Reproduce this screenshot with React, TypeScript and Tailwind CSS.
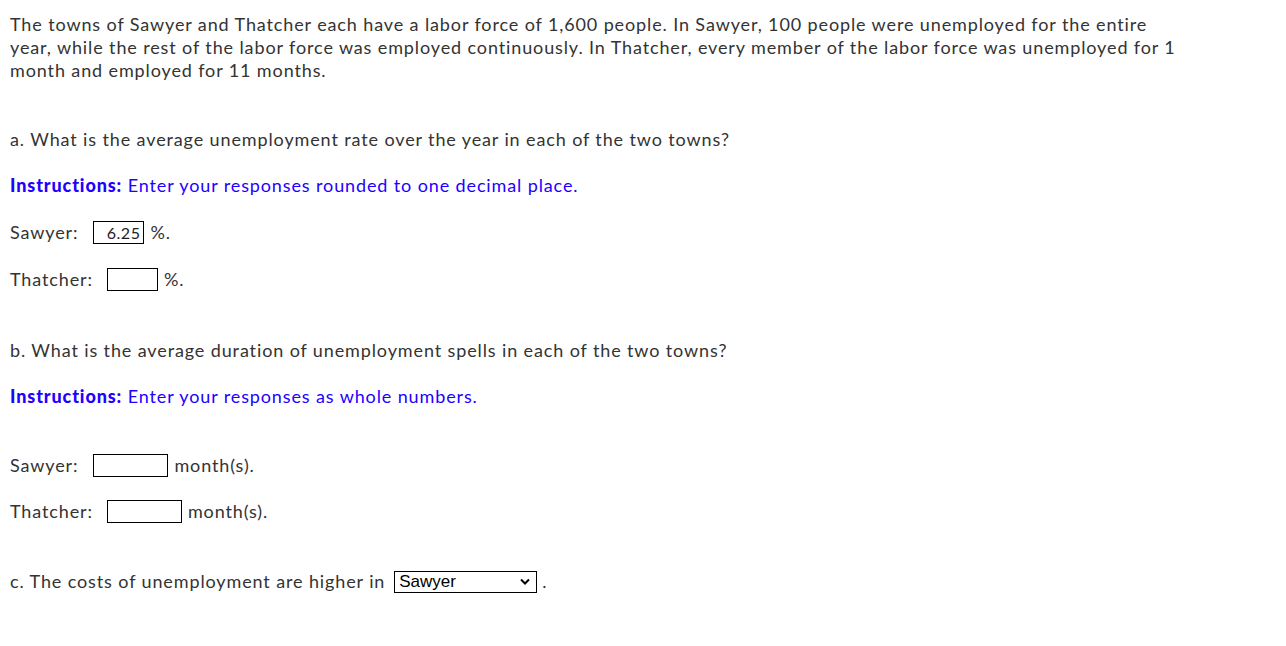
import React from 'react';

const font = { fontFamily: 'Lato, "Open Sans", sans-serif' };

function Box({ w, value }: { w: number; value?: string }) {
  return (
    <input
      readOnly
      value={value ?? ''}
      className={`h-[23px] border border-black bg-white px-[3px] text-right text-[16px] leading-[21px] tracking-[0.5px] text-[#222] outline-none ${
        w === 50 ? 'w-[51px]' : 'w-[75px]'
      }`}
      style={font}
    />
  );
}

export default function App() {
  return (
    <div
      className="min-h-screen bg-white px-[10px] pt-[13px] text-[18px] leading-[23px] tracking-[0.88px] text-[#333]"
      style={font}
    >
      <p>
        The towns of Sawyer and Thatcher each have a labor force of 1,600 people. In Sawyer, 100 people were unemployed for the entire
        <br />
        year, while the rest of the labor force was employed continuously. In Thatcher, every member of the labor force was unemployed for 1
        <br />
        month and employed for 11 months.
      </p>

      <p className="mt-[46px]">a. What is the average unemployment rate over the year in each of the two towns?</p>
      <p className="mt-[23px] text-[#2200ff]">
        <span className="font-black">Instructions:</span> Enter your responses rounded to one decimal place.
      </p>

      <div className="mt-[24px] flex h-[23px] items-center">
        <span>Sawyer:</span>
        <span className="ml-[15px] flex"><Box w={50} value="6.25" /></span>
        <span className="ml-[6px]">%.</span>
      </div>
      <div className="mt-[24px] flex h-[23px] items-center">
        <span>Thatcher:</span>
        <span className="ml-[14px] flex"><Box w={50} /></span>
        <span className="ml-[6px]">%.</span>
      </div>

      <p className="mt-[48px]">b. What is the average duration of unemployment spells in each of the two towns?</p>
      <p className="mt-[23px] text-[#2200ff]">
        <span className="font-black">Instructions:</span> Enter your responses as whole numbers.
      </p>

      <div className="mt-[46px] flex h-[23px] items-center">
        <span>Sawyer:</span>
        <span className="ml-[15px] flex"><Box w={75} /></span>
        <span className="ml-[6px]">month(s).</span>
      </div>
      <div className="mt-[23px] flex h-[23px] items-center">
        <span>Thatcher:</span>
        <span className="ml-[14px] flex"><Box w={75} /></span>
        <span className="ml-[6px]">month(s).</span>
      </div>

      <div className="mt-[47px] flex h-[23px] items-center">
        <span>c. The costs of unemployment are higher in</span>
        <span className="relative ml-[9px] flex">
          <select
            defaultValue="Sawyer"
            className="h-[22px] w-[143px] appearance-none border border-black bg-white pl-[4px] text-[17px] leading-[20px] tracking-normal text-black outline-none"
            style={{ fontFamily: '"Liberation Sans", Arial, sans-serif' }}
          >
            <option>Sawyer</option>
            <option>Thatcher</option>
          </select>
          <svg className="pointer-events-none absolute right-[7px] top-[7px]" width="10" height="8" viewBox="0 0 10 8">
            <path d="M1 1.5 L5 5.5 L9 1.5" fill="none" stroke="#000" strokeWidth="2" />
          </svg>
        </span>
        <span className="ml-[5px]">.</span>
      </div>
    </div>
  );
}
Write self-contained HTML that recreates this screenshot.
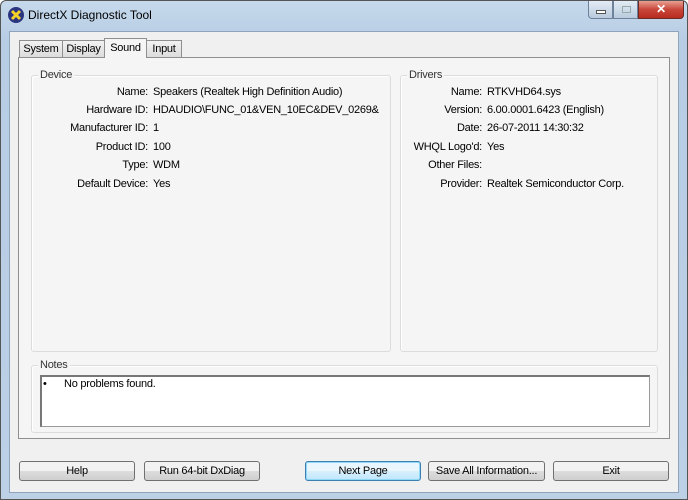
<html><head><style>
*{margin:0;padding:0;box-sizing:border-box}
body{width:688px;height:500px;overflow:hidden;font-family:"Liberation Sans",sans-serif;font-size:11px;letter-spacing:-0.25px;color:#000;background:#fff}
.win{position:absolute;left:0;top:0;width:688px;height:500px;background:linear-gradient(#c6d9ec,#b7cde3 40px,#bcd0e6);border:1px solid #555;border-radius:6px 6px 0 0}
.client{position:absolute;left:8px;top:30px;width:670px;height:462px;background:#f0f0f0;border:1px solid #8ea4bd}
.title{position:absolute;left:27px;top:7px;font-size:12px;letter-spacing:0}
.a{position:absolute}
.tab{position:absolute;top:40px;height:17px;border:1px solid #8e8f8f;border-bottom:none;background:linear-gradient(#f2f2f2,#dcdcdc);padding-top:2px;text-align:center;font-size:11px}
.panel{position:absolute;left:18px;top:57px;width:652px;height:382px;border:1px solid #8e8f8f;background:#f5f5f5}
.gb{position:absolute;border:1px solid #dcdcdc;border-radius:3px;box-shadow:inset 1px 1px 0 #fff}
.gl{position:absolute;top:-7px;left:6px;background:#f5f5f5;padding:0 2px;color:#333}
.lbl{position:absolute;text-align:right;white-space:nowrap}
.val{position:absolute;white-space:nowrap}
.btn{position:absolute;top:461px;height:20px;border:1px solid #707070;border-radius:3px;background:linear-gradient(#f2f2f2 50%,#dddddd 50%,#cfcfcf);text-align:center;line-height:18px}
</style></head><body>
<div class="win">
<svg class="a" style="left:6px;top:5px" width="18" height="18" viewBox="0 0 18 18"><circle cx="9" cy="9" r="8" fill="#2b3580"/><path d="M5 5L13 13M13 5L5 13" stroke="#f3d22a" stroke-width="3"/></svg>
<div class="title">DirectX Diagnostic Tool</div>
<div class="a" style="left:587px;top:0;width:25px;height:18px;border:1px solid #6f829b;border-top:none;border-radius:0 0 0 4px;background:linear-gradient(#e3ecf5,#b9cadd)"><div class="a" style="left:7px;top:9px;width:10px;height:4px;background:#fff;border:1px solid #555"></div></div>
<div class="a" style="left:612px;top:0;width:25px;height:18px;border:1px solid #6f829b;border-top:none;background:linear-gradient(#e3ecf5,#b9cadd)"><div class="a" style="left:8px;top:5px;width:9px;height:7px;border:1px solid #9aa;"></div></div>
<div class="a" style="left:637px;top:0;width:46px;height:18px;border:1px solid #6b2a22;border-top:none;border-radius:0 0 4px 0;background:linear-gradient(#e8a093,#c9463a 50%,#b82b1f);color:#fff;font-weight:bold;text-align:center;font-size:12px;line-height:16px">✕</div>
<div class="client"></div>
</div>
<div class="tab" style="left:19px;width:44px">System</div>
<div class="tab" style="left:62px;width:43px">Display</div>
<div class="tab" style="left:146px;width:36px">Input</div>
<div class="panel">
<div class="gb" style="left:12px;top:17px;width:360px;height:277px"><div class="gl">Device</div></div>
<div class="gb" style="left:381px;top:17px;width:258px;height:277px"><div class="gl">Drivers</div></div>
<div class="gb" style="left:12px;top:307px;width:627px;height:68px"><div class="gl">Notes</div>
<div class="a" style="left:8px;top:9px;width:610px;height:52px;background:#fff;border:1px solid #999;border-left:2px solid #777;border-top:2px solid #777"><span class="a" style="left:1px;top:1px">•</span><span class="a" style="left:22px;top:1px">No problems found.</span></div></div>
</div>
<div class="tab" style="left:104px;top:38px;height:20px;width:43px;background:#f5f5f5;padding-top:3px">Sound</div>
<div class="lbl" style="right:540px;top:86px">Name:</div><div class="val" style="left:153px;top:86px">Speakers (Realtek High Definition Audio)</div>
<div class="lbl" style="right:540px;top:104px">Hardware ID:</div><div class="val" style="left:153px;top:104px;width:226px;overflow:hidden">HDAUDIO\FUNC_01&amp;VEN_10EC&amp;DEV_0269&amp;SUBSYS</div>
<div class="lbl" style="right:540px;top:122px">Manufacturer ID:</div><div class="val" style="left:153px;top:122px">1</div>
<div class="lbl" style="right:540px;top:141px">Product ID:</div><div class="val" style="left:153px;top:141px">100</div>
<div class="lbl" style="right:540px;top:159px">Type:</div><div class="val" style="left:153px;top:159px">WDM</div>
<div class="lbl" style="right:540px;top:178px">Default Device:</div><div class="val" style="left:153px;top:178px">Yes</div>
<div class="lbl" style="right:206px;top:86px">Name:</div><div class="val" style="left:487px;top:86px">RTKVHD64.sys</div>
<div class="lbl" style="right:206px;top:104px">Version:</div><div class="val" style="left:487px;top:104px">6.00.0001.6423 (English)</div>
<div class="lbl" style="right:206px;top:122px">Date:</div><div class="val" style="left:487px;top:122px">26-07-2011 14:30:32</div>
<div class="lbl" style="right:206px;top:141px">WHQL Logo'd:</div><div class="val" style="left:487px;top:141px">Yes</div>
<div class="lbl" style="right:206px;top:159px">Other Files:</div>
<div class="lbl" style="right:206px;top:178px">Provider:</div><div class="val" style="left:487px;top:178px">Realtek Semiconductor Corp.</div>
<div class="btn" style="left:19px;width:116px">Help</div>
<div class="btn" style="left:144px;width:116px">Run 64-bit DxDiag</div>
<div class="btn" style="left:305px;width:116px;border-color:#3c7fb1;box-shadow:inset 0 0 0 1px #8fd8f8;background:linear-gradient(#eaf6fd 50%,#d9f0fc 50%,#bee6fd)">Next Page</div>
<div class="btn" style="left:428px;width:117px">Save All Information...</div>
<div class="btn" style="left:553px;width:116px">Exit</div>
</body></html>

****************************************

*WHAT YOU ARE ASKED TO DO*.
Scan the records for the string "React". Copy each line in which it appears.

*WRITTEN RESPONSE*.
Reproduce this screenshot with React, TypeScript and Tailwind CSS.
import React from 'react';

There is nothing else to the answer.